The most cited number in solar marketing is from a Lawrence Berkeley National Laboratory study published in 2015. It found that buyers paid, on average, about $4 more per watt of installed solar capacity. For a 6 kilowatt system that translates to roughly a $24,000 premium at sale. The study has held up well to follow-up research, including a 2019 Zillow analysis that put the premium at around 4.1% of home value.
Those numbers come with two large asterisks. First, they apply only to homeowner-owned systems. Leased systems and PPAs show no measurable premium and sometimes show a discount, because the buyer has to either qualify to take over the contract or pay it out. Second, the premium varies enormously by market. In California, Massachusetts, and the New York metro, buyers actively shop for solar homes. In parts of the Midwest and Mountain West, appraisers still struggle to find comparable sales to support any premium at all.
The mechanism that delivers the value at closing is the appraisal. An appraiser does not assign value because solar is virtuous. They assign value because they can find recent sales of comparable homes with and without solar that demonstrate a price difference. If your neighborhood has no other solar homes, the appraiser may default to giving you nothing.
There is a more rigorous method called PV Value, developed by Sandia National Labs, that some appraisers use. It calculates the present value of the system's expected lifetime production, discounted at a reasonable rate. If your appraiser has the Appraisal Institute's Residential Green and Energy Efficient Addendum, ask them to use it. If they have never heard of it, that is a sign you should request an appraiser with green-building credentials.

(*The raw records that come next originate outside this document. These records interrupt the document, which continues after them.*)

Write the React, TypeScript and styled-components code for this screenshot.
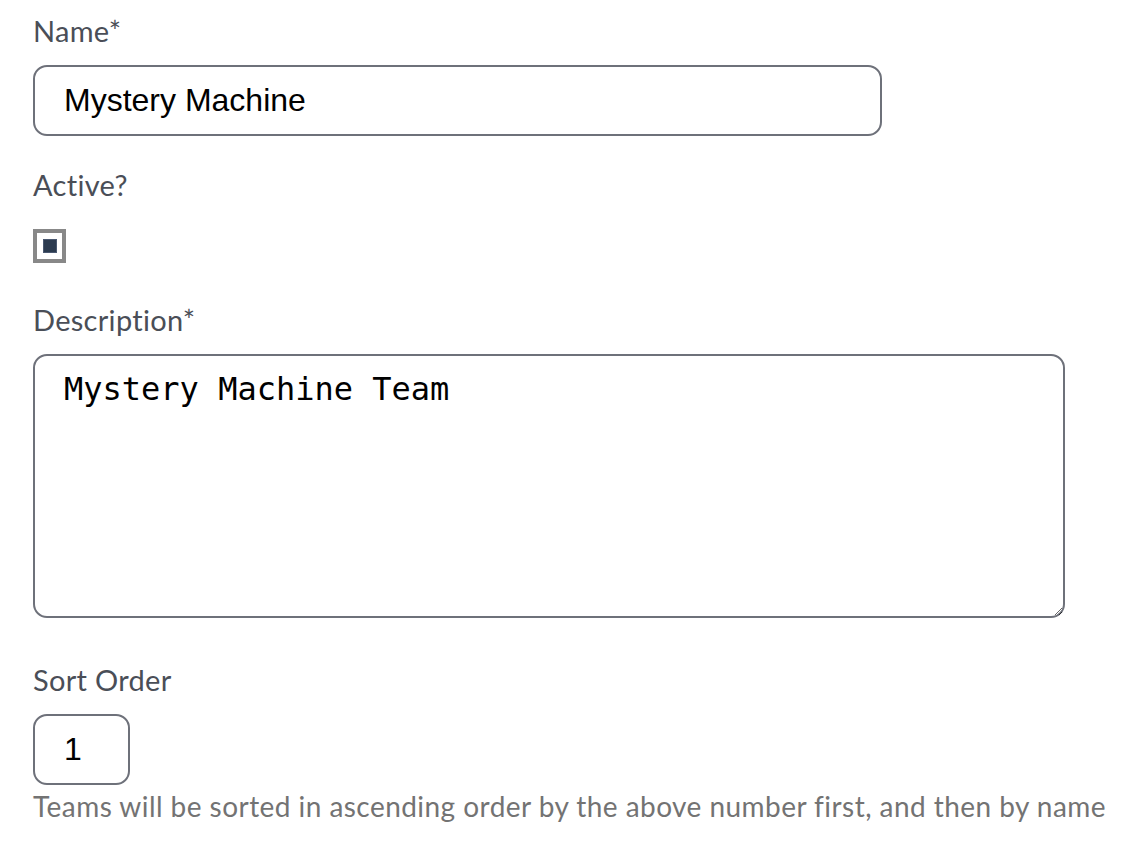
import React from 'react';
import styled, { createGlobalStyle } from 'styled-components';

const GlobalStyle = createGlobalStyle`
  html, body {
    margin: 0;
    padding: 0;
    background: #ffffff;
  }
`;

const Form = styled.form`
  padding: 13px 0 0 33px;
  width: 1074px;
  font-family: Lato, 'Noto Sans', sans-serif;
`;

const Field = styled.div<{ $gap?: number }>`
  display: flex;
  flex-direction: column;
  align-items: flex-start;
  margin-bottom: ${(p) => p.$gap ?? 0}px;
`;

const Label = styled.label`
  font-size: 29px;
  line-height: 36px;
  letter-spacing: 0.3px;
  color: #4a4e57;
  margin-bottom: 16px;
`;

const TextInput = styled.input<{ $width: number; $pad?: number }>`
  box-sizing: border-box;
  width: ${(p) => p.$width}px;
  height: 71px;
  border: 2px solid #6e717a;
  border-radius: 14px;
  padding: 0 ${(p) => p.$pad ?? 29}px;
  font-family: 'Liberation Sans', Arial, sans-serif;
  font-size: 32px;
  color: #000;
  background: #fff;
  outline: none;
`;

const TextArea = styled.textarea`
  box-sizing: border-box;
  width: 1032px;
  height: 264px;
  border: 2px solid #6e717a;
  border-radius: 14px;
  padding: 13px 29px;
  font-family: 'DejaVu Sans Mono', monospace;
  font-size: 32px;
  line-height: 40px;
  color: #000;
  background: #fff;
  outline: none;
  resize: vertical;
`;

const CheckBox = styled.span`
  box-sizing: border-box;
  margin-top: 10px;
  width: 33px;
  height: 34px;
  border: 4px solid #888888;
  display: flex;
  align-items: center;
  justify-content: center;
  background: #fff;
`;

const CheckMark = styled.span`
  box-sizing: border-box;
  width: 14px;
  height: 14px;
  background: #2b3a4f;
  border: 1px solid #4a5870;
`;

const Help = styled.p`
  margin: 3px 0 0;
  font-size: 28px;
  line-height: 36px;
  letter-spacing: 0.45px;
  color: #737373;
`;

export default function App() {
  return (
    <>
      <GlobalStyle />
      <Form>
        <Field $gap={31}>
          <Label>Name*</Label>
          <TextInput $width={849} defaultValue="Mystery Machine" />
        </Field>
        <Field $gap={39}>
          <Label>Active?</Label>
          <CheckBox>
            <CheckMark />
          </CheckBox>
        </Field>
        <Field $gap={44}>
          <Label>Description*</Label>
          <TextArea defaultValue="Mystery Machine Team" />
        </Field>
        <Field>
          <Label>Sort Order</Label>
          <TextInput $width={97} $pad={29} defaultValue="1" />
          <Help>Teams will be sorted in ascending order by the above number first, and then by name</Help>
        </Field>
      </Form>
    </>
  );
}
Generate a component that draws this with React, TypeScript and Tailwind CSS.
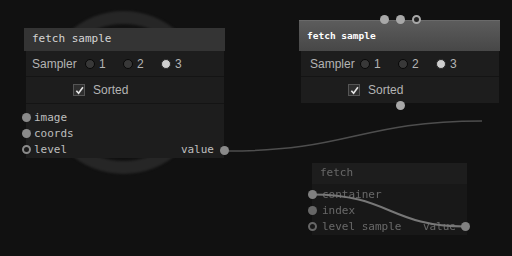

Real estate agents are a separate problem. Most agents do not know how to market a solar home and will undervalue the system in listing materials. Provide your agent with a one-page summary that includes the system size, age, warranty status, monthly bill savings averaged over the last two years, and any active SREC contracts. Make their job easy.

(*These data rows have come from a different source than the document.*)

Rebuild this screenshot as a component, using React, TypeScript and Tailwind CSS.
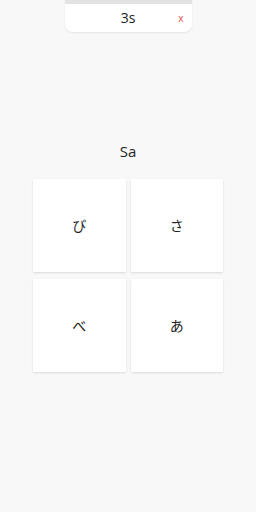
const CHOICES = ['び', 'さ', 'べ', 'あ'];

export default function App() {
  return (
    <div
      className="w-[256px] h-[512px] bg-[#f8f8f8] flex flex-col items-center"
      style={{ fontFamily: '"Open Sans", "Noto Sans CJK JP", sans-serif' }}
    >
      {/* Timer */}
      <div className="w-[127px] h-[32px] bg-white rounded-b-lg shadow-[0_1px_2px_rgba(0,0,0,0.08)] flex flex-col overflow-hidden">
        <div className="h-[4px] bg-[#e3e3e3]" />
        <div className="relative flex-1 flex items-center justify-center">
          <span className="text-[14px] text-[#222] leading-none">3s</span>
          <span className="absolute right-[8px] top-[9px] text-[10px] leading-none text-[#e05050]">x</span>
        </div>
      </div>

      <p className="mt-[112px] text-[15px] leading-none text-[#222]">Sa</p>

      <div className="mt-[20px] grid grid-cols-2 gap-x-[5px] gap-y-[7px] w-[190px]">
        {CHOICES.map((c) => (
          <button
            key={c}
            className="h-[93px] bg-white shadow-[0_1px_2px_rgba(0,0,0,0.12)] flex items-center justify-center text-[14px] text-[#222]"
          >
            {c}
          </button>
        ))}
      </div>
    </div>
  );
}
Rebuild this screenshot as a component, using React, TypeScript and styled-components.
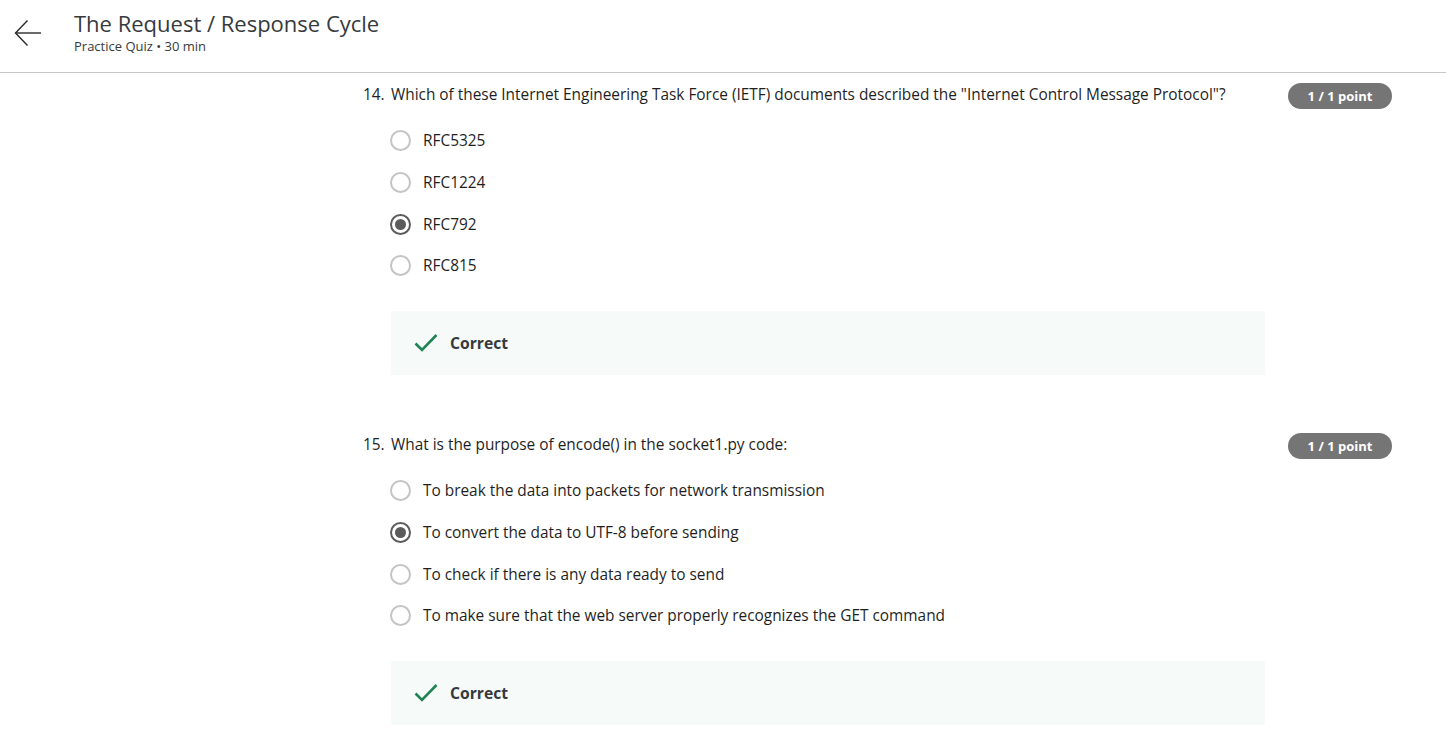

For buyers, the calculation goes the other way. A paid-off solar system on a house worth $500,000 typically adds about $20,000 to the price. The buyer takes a slightly larger mortgage and inherits zero electricity bills. The mortgage cost on $20,000 at 7% is about $133 a month. If the system was saving the previous owner $200 a month on electricity, the buyer comes out ahead from day one.

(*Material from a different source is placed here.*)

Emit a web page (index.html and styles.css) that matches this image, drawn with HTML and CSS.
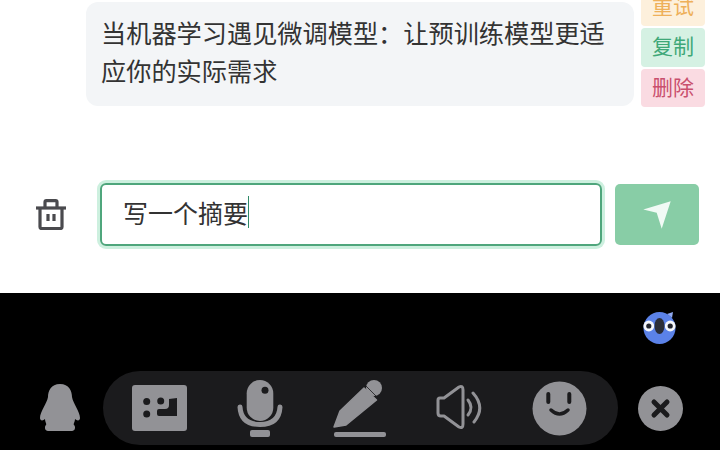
FILE: index.html
```html
<!DOCTYPE html>
<html lang="zh-CN">
<head>
  <meta charset="UTF-8">
  <meta name="viewport" content="width=device-width, initial-scale=1.0">
  <title>chat</title>
  <link rel="stylesheet" href="styles.css">
</head>
<body>
  <div class="chat">
    <div class="message-row">
      <div class="bubble">当机器学习遇见微调模型：让预训练模型更适应你的实际需求</div>
      <div class="actions">
        <div class="action retry">重试</div>
        <div class="action copy">复制</div>
        <div class="action remove">删除</div>
      </div>
    </div>
    <div class="composer">
      <svg class="trash" width="30" height="31" viewBox="0 0 30 31" fill="none" stroke="#4a4a4e" stroke-width="3.2">
        <path d="M0 9H30"/>
        <path d="M9 9V3Q9 1.6 10.4 1.6H19.6Q21 1.6 21 3V9"/>
        <path d="M4 9V28Q4 29.5 5.5 29.5H24.5Q26 29.5 26 28V9"/>
        <path d="M12 15V22M18 15V22"/>
      </svg>
      <div class="input"><span class="typed">写一个摘要</span></div>
      <div class="send">
        <svg width="28" height="28" viewBox="0 0 28 28"><polygon points="27.7,0.2 0.3,8.5 13.7,11.8 18.7,27.8" fill="#f1faf5"/></svg>
      </div>
    </div>
  </div>

  <div class="keyboard-area">
    <div class="float-row">
      <svg width="34" height="34" viewBox="0 0 34 34">
        <path d="M24 3L30 1L29 7Z" fill="#8fa8f0"/>
        <circle cx="16.5" cy="17" r="16" fill="#5b82e8"/>
        <circle cx="5.8" cy="15" r="5.4" fill="#f4f6fb"/>
        <circle cx="27.2" cy="15" r="5.4" fill="#f4f6fb"/>
        <circle cx="5.8" cy="15" r="2.6" fill="#23252e"/>
        <circle cx="27.2" cy="15" r="2.6" fill="#23252e"/>
        <ellipse cx="16.5" cy="15" rx="5" ry="8" fill="#2a2d38"/>
      </svg>
    </div>
    <div class="dock">
      <svg class="penguin" width="40" height="48" viewBox="0 0 40 48">
        <path class="gray" d="M20 0C29 0 32 7 32 13C33 19 40 28 40 34C40 37 37 37 35 35C35 38 33 40 34 41C36 43 35 47 32 47H8C5 47 4 43 6 41C7 40 5 38 5 35C3 37 0 37 0 34C0 28 7 19 8 13C8 7 11 0 20 0Z"/>
      </svg>
      <div class="pill">
        <svg width="55" height="46" viewBox="0 0 55 46">
          <rect class="gray" width="55" height="46" rx="3"/>
          <circle class="dark" cx="14.7" cy="16.5" r="3.5"/>
          <circle class="dark" cx="28.7" cy="16" r="3.5"/>
          <circle class="dark" cx="14.7" cy="29" r="3.5"/>
          <path class="dark" d="M37 14L45 13V31H27Q25 31 25 29V26Q25 24 27 24H33Q37 24 37 20Z"/>
        </svg>
        <svg width="48" height="57" viewBox="0 0 48 57">
          <rect class="gray" x="10.7" y="0" width="26.6" height="41" rx="13.3"/>
          <circle class="dark" cx="29" cy="10.3" r="3.5"/>
          <path class="line" d="M4 27Q5 44.500 24 44.500Q43 44.500 44 27" stroke-width="5"/>
          <rect class="gray" x="14" y="50" width="20" height="7" rx="2"/>
        </svg>
        <svg width="53" height="57" viewBox="0 0 53 57">
          <path class="gray" d="M1 47L7 31L31 8L43.500 20L13 45Z" stroke="#929296" stroke-linejoin="round" stroke-width="1.500"/>
          <circle class="gray" cx="41" cy="8" r="8"/>
          <path d="M30 3L47 20" stroke="#1b1b1d" stroke-width="0.800"/>
          <rect class="gray" x="1" y="52" width="52" height="5" rx="2"/>
        </svg>
        <svg width="48" height="48" viewBox="0 0 48 48" fill="none">
          <path class="line" d="M3 16Q3 14 5 14H9L24 3Q28 1 28 6V40Q28 45 24 43L9 32H6Q3 32 3 29Z" stroke-width="3"/>
          <path class="line" d="M33 16Q39 23.500 33 31" stroke-width="3"/>
          <path class="line" d="M38 9Q51 23.500 39 38" stroke-width="3"/>
        </svg>
        <svg width="55" height="55" viewBox="0 0 55 55">
          <circle class="gray" cx="27.500" cy="27.500" r="27"/>
          <path class="face" d="M16.300 13V21M37.300 13V21" stroke-width="4"/>
          <path class="face" d="M19 29Q27.500 37 36 29" stroke-width="3.500"/>
        </svg>
      </div>
      <svg class="close" width="45" height="45" viewBox="0 0 45 45">
        <circle class="gray" cx="22.500" cy="22.500" r="22.500"/>
        <path class="face" d="M16 16L29 29M29 16L16 29" stroke-width="5"/>
      </svg>
    </div>
  </div>
</body>
</html>
```

FILE: styles.css
```css
body{
  margin: 0;
  width: 720px;
  height: 450px;
  overflow: hidden;
  background-color: black;
  font-family: "Noto Sans CJK SC", "Liberation Sans", sans-serif;
}
.chat{
  height: 293px;
  background-color: white;
  overflow: hidden;
}
.message-row{
  display: flex;
  align-items: flex-start;
  gap: 7px;
  padding-left: 86px;
}
.bubble{
  box-sizing: border-box;
  width: 548px;
  height: 104px;
  margin-top: 2px;
  padding: 11px 15px;
  background-color: #f3f5f7;
  border-radius: 12px;
  font-size: 25.2px;
  line-height: 38px;
  color: #333;
}
.actions{
  display: flex;
  flex-direction: column;
  gap: 2px;
  width: 64px;
  margin-top: -12.5px;
}
.action{
  height: 38.5px;
  line-height: 35px;
  border-radius: 4px;
  text-align: center;
  font-size: 21px;
}
.retry{
  background-color: #fdf0dc;
  color: #eeb05a;
}
.copy{
  background-color: #d5f1e3;
  color: #3fa878;
}
.remove{
  background-color: #fadbe2;
  color: #c94f6d;
}
.composer{
  display: flex;
  align-items: center;
  margin-top: 76px;
  padding-left: 36px;
}
.trash{
  flex: none;
  margin-right: 34px;
}
.input{
  box-sizing: border-box;
  width: 502px;
  height: 63px;
  padding-left: 21px;
  border: 2px solid #4fa67c;
  border-radius: 6px;
  box-shadow: 0 0 0 3px #cdf0df;
  font-size: 25px;
  line-height: 55px;
  color: #333;
}
.typed{
  display: inline-block;
  height: 32px;
  line-height: 32px;
  border-right: 1px solid #2f8a68;
}
.send{
  display: flex;
  align-items: center;
  justify-content: center;
  width: 84px;
  height: 61px;
  margin-left: 13px;
  background-color: #88cda6;
  border-radius: 5px;
}
.keyboard-area{
  height: 157px;
}
.float-row{
  display: flex;
  justify-content: flex-end;
  box-sizing: border-box;
  height: 78px;
  padding: 18px 43px 0 0;
}
.dock{
  display: flex;
  align-items: center;
  padding-left: 40px;
}
.penguin{
  flex: none;
  margin-right: 23px;
}
.pill{
  display: flex;
  align-items: center;
  gap: 49px;
  box-sizing: border-box;
  width: 515px;
  height: 74px;
  padding-left: 29px;
  background-color: #1b1b1d;
  border-radius: 37px;
}
.close{
  flex: none;
  margin-left: 20px;
}
.gray{
  fill: #929296;
}
.dark{
  fill: #1b1b1d;
}
.line{
  fill: none;
  stroke: #929296;
  stroke-linecap: round;
  stroke-linejoin: round;
}
.face{
  fill: none;
  stroke: #1b1b1d;
  stroke-linecap: round;
}
```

Two situations destroy resale value. A poorly installed system with visible leaks or sloppy conduit work signals deferred maintenance to every buyer who tours the home. And a system installed on a roof that is within ten years of needing replacement creates a difficult conversation, because removing and reinstalling the array for a re-roof typically costs $1,500 to $4,000. If your roof is old, fix it before you go solar, not after.